A Line in the River by Jamal Mahjoub

A Line in the River by Jamal Mahjoub

Author:Jamal Mahjoub
Language: eng
Format: epub
Publisher: Bloomsbury Publishing


Islam’s arrival in the country, late and by a somewhat eccentric route, via travellers, mystics and Sufi wanderers, came in a very particular form. Syncretism was key; the religion embedded itself through the incorporation of indigenous elements, habits and superstitions that were already established. The mix can still be seen today, in the Sufi tariqas, or schools, in unorthodox traditions like the zar, or the use of leather amulets, or hijabs to shield one from evil. Rather than the imam, or learned scholar, it was the feki who reigned supreme. Part healer, part medicine man, part magician, the feki was more akin to a local saint. He would read to his congregation with the Quran in one hand and a bowl of merissa, the local beer – a traditional source of nutrition – in the other. He would cure his patients by making them drink the ink washed from the wooden tablets upon which sacred verses had been inscribed. He had the power to banish evil spirits, to protect people, even from flying bullets, with his magic amulets containing hair, nails, herbs and Quranic verses (a practice still seen today in Darfur and Kordofan). It is perhaps easy to understand the urge to distance oneself from such backwardness, from superstition, to embrace the conventional orthodoxy that is associated with Wahhabite Islam. If the history of this country has taught us anything, it is that we have turned away, time and again, from alternatives that might have provided us with a solution to our problems.

Turabi’s rather dull, purist drive ignored other, more imaginative attempts to adapt Islam to local needs. The most notable of these came from Mahmoud Mohammed Taha. Considered one of the most original thinkers in the Islamic world, his The Second Message of Islam offers a possibility of a ‘third way’. While not a secularist, Taha envisaged a line that would allow Muslim and non-Muslim to live together as equals, offering a platform on which Northerners could share power with the non-Muslim South in a way that was acceptable and less offensive than a secular, non-religious government.
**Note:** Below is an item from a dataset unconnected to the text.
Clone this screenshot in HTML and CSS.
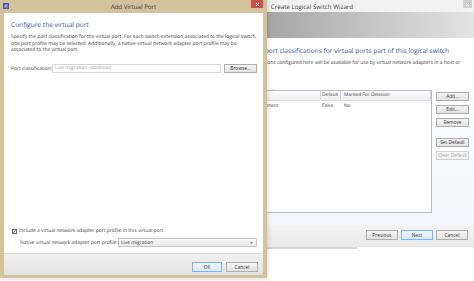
FILE: index.html
```html
<!DOCTYPE html>
<html lang="en">
<head>
  <meta charset="UTF-8" />
  <meta name="viewport" content="width=device-width, initial-scale=1.0"/>
  <title>Add Virtual Port</title>
  <link rel="stylesheet" href="styles.css">
</head>
<body>
  <div class="desktop">

    <div class="wizard">
      <div class="wizard-title">
        <span>Create Logical Switch Wizard</span>
        <span class="wizard-close">
          <svg width="5" height="5" viewBox="0 0 5 5"><path d="M1 1L4 4M4 1L1 4" stroke="#fff" stroke-width="0.9"/></svg>
        </span>
      </div>
      <div class="wizard-banner"></div>
      <div class="wizard-body">
        <div class="wizard-nav"></div>
        <div class="wizard-main">
          <h2>Configure port classifications for virtual ports part of this logical switch</h2>
          <p>Port classifications configured here will be available for use by virtual network adapters in a host or</p>
          <div class="port-area">
            <div class="port-list">
              <div class="list-head">
                <div class="col-name">Classification<span class="sort-mark">&#710;</span></div>
                <div class="col-default">Default</div>
                <div class="col-deleted">Marked For Deletion</div>
              </div>
              <div class="list-row">
                <div class="col-name">Host management</div>
                <div class="col-default">False</div>
                <div class="col-deleted">No</div>
              </div>
            </div>
            <div class="list-buttons">
              <button>Add...</button>
              <button>Edit...</button>
              <button>Remove</button>
              <button class="group-start">Set Default</button>
              <button disabled>Clear Default</button>
            </div>
          </div>
        </div>
      </div>
      <div class="wizard-footer">
        <button>Previous</button>
        <button class="default">Next</button>
        <button>Cancel</button>
      </div>
    </div>

    <div class="scroll-strip"></div>

    <div class="dialog">
      <div class="dialog-title">
        <svg class="dialog-icon" width="6" height="6" viewBox="0 0 6 6">
          <rect x="0" y="0" width="6" height="6" fill="#4a57a6"/>
          <rect x="1.5" y="1.5" width="3" height="3" fill="#9fa8dd"/>
        </svg>
        <span>Add Virtual Port</span>
        <span class="dialog-close">
          <svg width="5" height="5" viewBox="0 0 5 5"><path d="M1 1L4 4M4 1L1 4" stroke="#fff" stroke-width="1"/></svg>
        </span>
      </div>
      <div class="dialog-frame">
        <div class="dialog-content">
          <h1>Configure the virtual port</h1>
          <p class="intro">Specify the port classification for the virtual port. For each switch extension associated to the logical switch,<br>one port profile may be selected. Additionally, a native virtual network adapter port profile may be<br>associated to the virtual port.</p>
          <div class="field-row">
            <label>Port classification:</label>
            <div class="text-input">Live migration -workload</div>
            <button class="browse">Browse...</button>
          </div>
          <div class="spacer"></div>
          <div class="check-row">
            <span class="checkbox">
              <svg width="5" height="5" viewBox="0 0 5 5"><path d="M0.9 2.6L2 3.7L4.2 1" fill="none" stroke="#222" stroke-width="0.8"/></svg>
            </span>
            <span>Include a virtual network adapter port profile in this virtual port</span>
          </div>
          <div class="native-row">
            <label>Native virtual network adapter port profile:</label>
            <div class="select">
              <span>Live migration</span>
              <svg width="3" height="2" viewBox="0 0 3 2"><path d="M0 0H3L1.5 2Z" fill="#888"/></svg>
            </div>
          </div>
        </div>
        <div class="dialog-footer">
          <button class="default ok">OK</button>
          <button class="cancel">Cancel</button>
        </div>
      </div>
    </div>

  </div>
</body>
</html>
```

FILE: styles.css
```css
* {
  box-sizing: border-box;
}

body {
  margin: 0;
  background: #ffffff;
  font-family: "Open Sans", "Noto Sans", sans-serif;
  color: #3c3c3c;
  text-rendering: geometricPrecision;
}

.desktop {
  position: relative;
  width: 474px;
  height: 281px;
  overflow: hidden;
}

button {
  font-family: inherit;
  font-size: 4.8px;
  color: #333;
  background: linear-gradient(#f4f4f4, #e3e3e3);
  border: 1px solid #adadad;
  padding: 0;
  height: 9px;
  line-height: 7px;
}

button.default {
  border-color: #7eb4ea;
  background: linear-gradient(#eef5fc, #dce8f5);
}

button:disabled {
  color: #a8a8a8;
  border-color: #d0d0d0;
  background: #f5f5f5;
}

/* wizard behind */

.wizard {
  position: absolute;
  left: 150px;
  top: 0;
  width: 324px;
  height: 247px;
  display: flex;
  flex-direction: column;
  background: #f6f8fb;
}

.wizard-title {
  position: relative;
  height: 12px;
  display: flex;
  align-items: center;
  justify-content: center;
  background: #f2f2f2;
  font-size: 6.2px;
  color: #444;
}

.wizard-close {
  position: absolute;
  right: 2px;
  top: 0;
  width: 9px;
  height: 8px;
  background: #cfcfcf;
  display: flex;
  align-items: center;
  justify-content: center;
}

.wizard-banner {
  height: 26px;
  background: linear-gradient(to right, #8c8c8c, #a6a6a6 36%, #e3e3e3);
}

.wizard-body {
  flex: 1;
  display: flex;
}

.wizard-nav {
  width: 80px;
  background: #eef1f5;
}

.wizard-main {
  flex: 1;
  padding-top: 9px;
  background: linear-gradient(#ffffff 30%, #f3f6fa);
}

.wizard-main h2 {
  margin: 0;
  padding-left: 3px;
  font-size: 6.6px;
  line-height: 7px;
  font-weight: normal;
  color: #2f4f9f;
  white-space: nowrap;
}

.wizard-main p {
  margin: 6px 0 0;
  padding-left: 3px;
  font-size: 4.95px;
  line-height: 6px;
  white-space: nowrap;
}

.port-area {
  display: flex;
  gap: 4px;
  margin-top: 24px;
  padding-left: 4px;
}

.port-list {
  width: 198px;
  height: 123px;
  border: 1px solid #b4bdca;
  background: #fff;
}

.list-head,
.list-row {
  display: grid;
  grid-template-columns: 86px 20px 1fr;
  font-size: 4.8px;
  white-space: nowrap;
}

.list-head {
  height: 10px;
  background: linear-gradient(#ffffff, #ececec);
  border-bottom: 1px solid #dcdcdc;
}

.list-head div {
  line-height: 9px;
  border-right: 1px solid #d6d6d6;
}

.list-head .col-name {
  position: relative;
}

.sort-mark {
  position: absolute;
  left: 37px;
  top: -3px;
  font-size: 5px;
  color: #777;
}

.list-row {
  height: 9px;
  line-height: 9px;
  margin-top: 1px;
}

.col-name {
  padding-left: 2px;
}

.col-default {
  padding-left: 1px;
}

.col-deleted {
  padding-left: 3px;
}

.list-buttons {
  width: 33px;
  display: flex;
  flex-direction: column;
  gap: 4px;
  padding-top: 2px;
}

.list-buttons .group-start {
  margin-top: 7px;
}

.wizard-footer {
  height: 22px;
  display: flex;
  justify-content: flex-end;
  gap: 3px;
  padding: 5px 6px 0 0;
  background: linear-gradient(#f3f3f3, #e8e8e8);
}

.wizard-footer button {
  width: 32px;
  height: 10px;
}

.scroll-strip {
  position: absolute;
  left: 267px;
  top: 247px;
  width: 90px;
  height: 2px;
  background: #d6d6d6;
}

/* dialog on top */

.dialog {
  position: absolute;
  left: 0;
  top: 0;
  width: 267px;
  height: 278px;
  background: #d3c39c;
  display: flex;
  flex-direction: column;
  box-shadow: 0 0 5px rgba(0, 0, 0, 0.2);
}

.dialog-title {
  position: relative;
  height: 13px;
  display: flex;
  align-items: center;
  justify-content: center;
  font-size: 6.2px;
  color: #333;
}

.dialog-icon {
  position: absolute;
  left: 3px;
  top: 3px;
}

.dialog-close {
  position: absolute;
  right: 4px;
  top: 0;
  width: 12px;
  height: 8px;
  background: #c7504a;
  display: flex;
  align-items: center;
  justify-content: center;
}

.dialog-frame {
  flex: 1;
  margin: 0 4px 3px;
  display: flex;
  flex-direction: column;
}

.dialog-content {
  flex: 1;
  background: #fff;
  padding: 8px 6px 6px 7px;
  display: flex;
  flex-direction: column;
  font-size: 4.9px;
}

.dialog-content h1 {
  margin: 0;
  font-size: 6.6px;
  line-height: 8px;
  font-weight: normal;
  color: #2f4f9f;
}

.intro {
  margin: 5px 0 0;
  font-size: 4.95px;
  line-height: 6.5px;
  white-space: nowrap;
}

.field-row {
  display: flex;
  align-items: center;
  height: 9px;
  margin-top: 10.5px;
}

.field-row label {
  width: 41px;
  white-space: nowrap;
}

.text-input {
  flex: 1;
  height: 9px;
  border: 1px solid #d6d6d6;
  color: #a0a0a0;
  padding-left: 2px;
  line-height: 7px;
}

.browse {
  width: 33px;
  margin-left: 3px;
}

.spacer {
  flex: 1;
}

.check-row {
  display: flex;
  align-items: center;
  gap: 2px;
  height: 6px;
  padding-left: 1px;
}

.checkbox {
  width: 5px;
  height: 5px;
  border: 0.6px solid #666;
  background: #fff;
  display: flex;
}

.checkbox svg {
  margin: -0.6px;
}

.native-row {
  display: flex;
  align-items: center;
  height: 9px;
  margin-top: 4px;
  padding-left: 9px;
  white-space: nowrap;
}

.select {
  margin-left: auto;
  width: 139px;
  height: 9px;
  border: 1px solid #c6c6c6;
  background: linear-gradient(#f7f7f7, #e8e8e8);
  display: flex;
  align-items: center;
  justify-content: space-between;
  padding: 0 3px 0 2px;
}

.dialog-footer {
  height: 22px;
  border-top: 1px solid #d9d9d9;
  background: linear-gradient(#f1f1f1, #e2e2e2);
  display: flex;
  justify-content: flex-end;
  gap: 4px;
  padding: 8px 5px 0 0;
}

.dialog-footer button {
  height: 10px;
}

.dialog-footer .ok {
  width: 30px;
}

.dialog-footer .cancel {
  width: 32px;
}
```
Taha’s thinking stemmed from an original interpretation of the Quran that is still widely admired, albeit disputed by more orthodox Muslim thinkers. According to this, the Quran can be divided into two parts. The Meccan suras, although chronologically earlier, are usually placed at the end of the book. These are shorter and characteristically elliptical. Often rich in poetic images and mystical allusions, these are the verses that are most open to free interpretation. The later verses were received in Medina, the town that became the cradle of the Muslim community that was to spread around the world. The Medina suras reflect the Prophet’s efforts to outline a prescribed social order. According to Taha, this was intended within the context of the seventh century, and should not be taken as a guide for life today.

Taha uses a quotation from the Prophet Muhammed: ‘Islam started as a stranger, and it shall return as a stranger in the same way … Blessed are the strangers.